## What needs to be done
Write out every entry precisely as given, leaving the pictures out.

★ ★ ★ ★ ★

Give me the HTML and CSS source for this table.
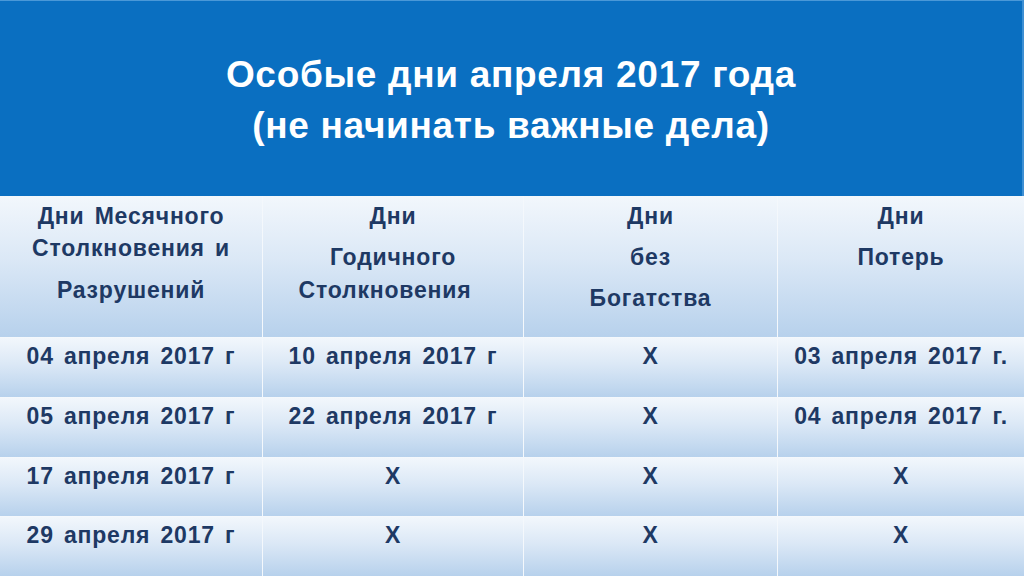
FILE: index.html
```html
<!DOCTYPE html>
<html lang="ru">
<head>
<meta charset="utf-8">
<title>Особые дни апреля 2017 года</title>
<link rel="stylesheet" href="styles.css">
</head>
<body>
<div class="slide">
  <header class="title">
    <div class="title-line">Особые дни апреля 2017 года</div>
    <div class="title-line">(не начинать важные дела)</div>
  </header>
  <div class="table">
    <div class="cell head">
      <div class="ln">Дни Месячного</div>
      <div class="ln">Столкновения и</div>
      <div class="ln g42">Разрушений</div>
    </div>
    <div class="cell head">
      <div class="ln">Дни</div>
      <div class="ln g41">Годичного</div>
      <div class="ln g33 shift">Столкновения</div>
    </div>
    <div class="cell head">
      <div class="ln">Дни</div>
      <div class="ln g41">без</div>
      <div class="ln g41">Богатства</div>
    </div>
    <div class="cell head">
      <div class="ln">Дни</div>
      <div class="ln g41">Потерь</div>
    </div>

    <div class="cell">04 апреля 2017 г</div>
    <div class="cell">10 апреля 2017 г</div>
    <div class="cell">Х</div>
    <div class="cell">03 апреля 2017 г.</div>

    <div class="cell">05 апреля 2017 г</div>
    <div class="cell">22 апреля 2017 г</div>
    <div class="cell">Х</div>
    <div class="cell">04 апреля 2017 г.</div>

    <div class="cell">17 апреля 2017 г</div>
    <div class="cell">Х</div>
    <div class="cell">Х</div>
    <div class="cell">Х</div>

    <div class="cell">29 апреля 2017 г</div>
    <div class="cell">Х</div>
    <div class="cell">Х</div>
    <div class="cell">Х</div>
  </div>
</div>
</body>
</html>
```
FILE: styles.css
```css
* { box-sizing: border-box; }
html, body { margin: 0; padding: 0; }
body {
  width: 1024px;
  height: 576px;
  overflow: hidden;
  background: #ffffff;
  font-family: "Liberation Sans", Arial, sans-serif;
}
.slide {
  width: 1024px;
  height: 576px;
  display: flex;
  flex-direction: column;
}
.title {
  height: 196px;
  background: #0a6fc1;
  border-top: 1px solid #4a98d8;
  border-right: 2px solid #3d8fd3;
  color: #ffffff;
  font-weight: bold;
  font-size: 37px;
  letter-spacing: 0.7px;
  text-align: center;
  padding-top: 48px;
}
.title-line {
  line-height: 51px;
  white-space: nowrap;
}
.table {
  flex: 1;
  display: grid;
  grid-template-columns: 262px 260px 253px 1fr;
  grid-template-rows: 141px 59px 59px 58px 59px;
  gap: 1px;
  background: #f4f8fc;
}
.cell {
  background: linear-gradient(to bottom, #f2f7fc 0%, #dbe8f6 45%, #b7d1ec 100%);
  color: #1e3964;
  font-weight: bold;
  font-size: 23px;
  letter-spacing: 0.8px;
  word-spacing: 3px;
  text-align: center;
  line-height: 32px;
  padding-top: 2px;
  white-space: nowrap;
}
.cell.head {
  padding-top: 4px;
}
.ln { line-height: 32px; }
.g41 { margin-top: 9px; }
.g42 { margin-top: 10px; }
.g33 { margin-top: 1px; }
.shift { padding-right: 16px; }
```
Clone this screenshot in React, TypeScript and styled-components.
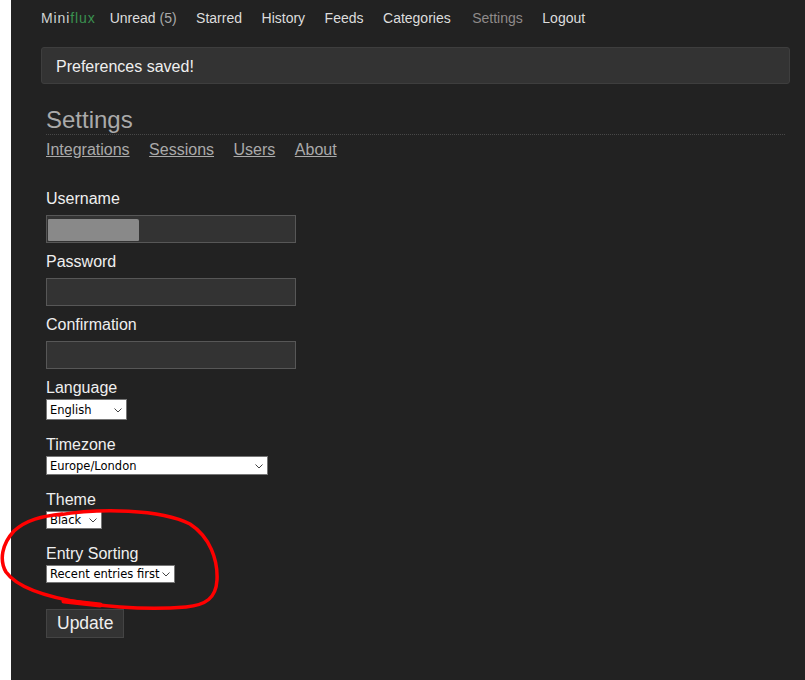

★ ★ ★ ★ ★

## Worked solution
Give me the HTML and CSS source for this table.
FILE: index.html
```html
<!DOCTYPE html>
<html lang="ru">
<head>
<meta charset="utf-8">
<title>Особые дни апреля 2017 года</title>
<link rel="stylesheet" href="styles.css">
</head>
<body>
<div class="slide">
  <header class="title">
    <div class="title-line">Особые дни апреля 2017 года</div>
    <div class="title-line">(не начинать важные дела)</div>
  </header>
  <div class="table">
    <div class="cell head">
      <div class="ln">Дни Месячного</div>
      <div class="ln">Столкновения и</div>
      <div class="ln g42">Разрушений</div>
    </div>
    <div class="cell head">
      <div class="ln">Дни</div>
      <div class="ln g41">Годичного</div>
      <div class="ln g33 shift">Столкновения</div>
    </div>
    <div class="cell head">
      <div class="ln">Дни</div>
      <div class="ln g41">без</div>
      <div class="ln g41">Богатства</div>
    </div>
    <div class="cell head">
      <div class="ln">Дни</div>
      <div class="ln g41">Потерь</div>
    </div>

    <div class="cell">04 апреля 2017 г</div>
    <div class="cell">10 апреля 2017 г</div>
    <div class="cell">Х</div>
    <div class="cell">03 апреля 2017 г.</div>

    <div class="cell">05 апреля 2017 г</div>
    <div class="cell">22 апреля 2017 г</div>
    <div class="cell">Х</div>
    <div class="cell">04 апреля 2017 г.</div>

    <div class="cell">17 апреля 2017 г</div>
    <div class="cell">Х</div>
    <div class="cell">Х</div>
    <div class="cell">Х</div>

    <div class="cell">29 апреля 2017 г</div>
    <div class="cell">Х</div>
    <div class="cell">Х</div>
    <div class="cell">Х</div>
  </div>
</div>
</body>
</html>
```
FILE: styles.css
```css
* { box-sizing: border-box; }
html, body { margin: 0; padding: 0; }
body {
  width: 1024px;
  height: 576px;
  overflow: hidden;
  background: #ffffff;
  font-family: "Liberation Sans", Arial, sans-serif;
}
.slide {
  width: 1024px;
  height: 576px;
  display: flex;
  flex-direction: column;
}
.title {
  height: 196px;
  background: #0a6fc1;
  border-top: 1px solid #4a98d8;
  border-right: 2px solid #3d8fd3;
  color: #ffffff;
  font-weight: bold;
  font-size: 37px;
  letter-spacing: 0.7px;
  text-align: center;
  padding-top: 48px;
}
.title-line {
  line-height: 51px;
  white-space: nowrap;
}
.table {
  flex: 1;
  display: grid;
  grid-template-columns: 262px 260px 253px 1fr;
  grid-template-rows: 141px 59px 59px 58px 59px;
  gap: 1px;
  background: #f4f8fc;
}
.cell {
  background: linear-gradient(to bottom, #f2f7fc 0%, #dbe8f6 45%, #b7d1ec 100%);
  color: #1e3964;
  font-weight: bold;
  font-size: 23px;
  letter-spacing: 0.8px;
  word-spacing: 3px;
  text-align: center;
  line-height: 32px;
  padding-top: 2px;
  white-space: nowrap;
}
.cell.head {
  padding-top: 4px;
}
.ln { line-height: 32px; }
.g41 { margin-top: 9px; }
.g42 { margin-top: 10px; }
.g33 { margin-top: 1px; }
.shift { padding-right: 16px; }
```
Clone this screenshot in React, TypeScript and styled-components.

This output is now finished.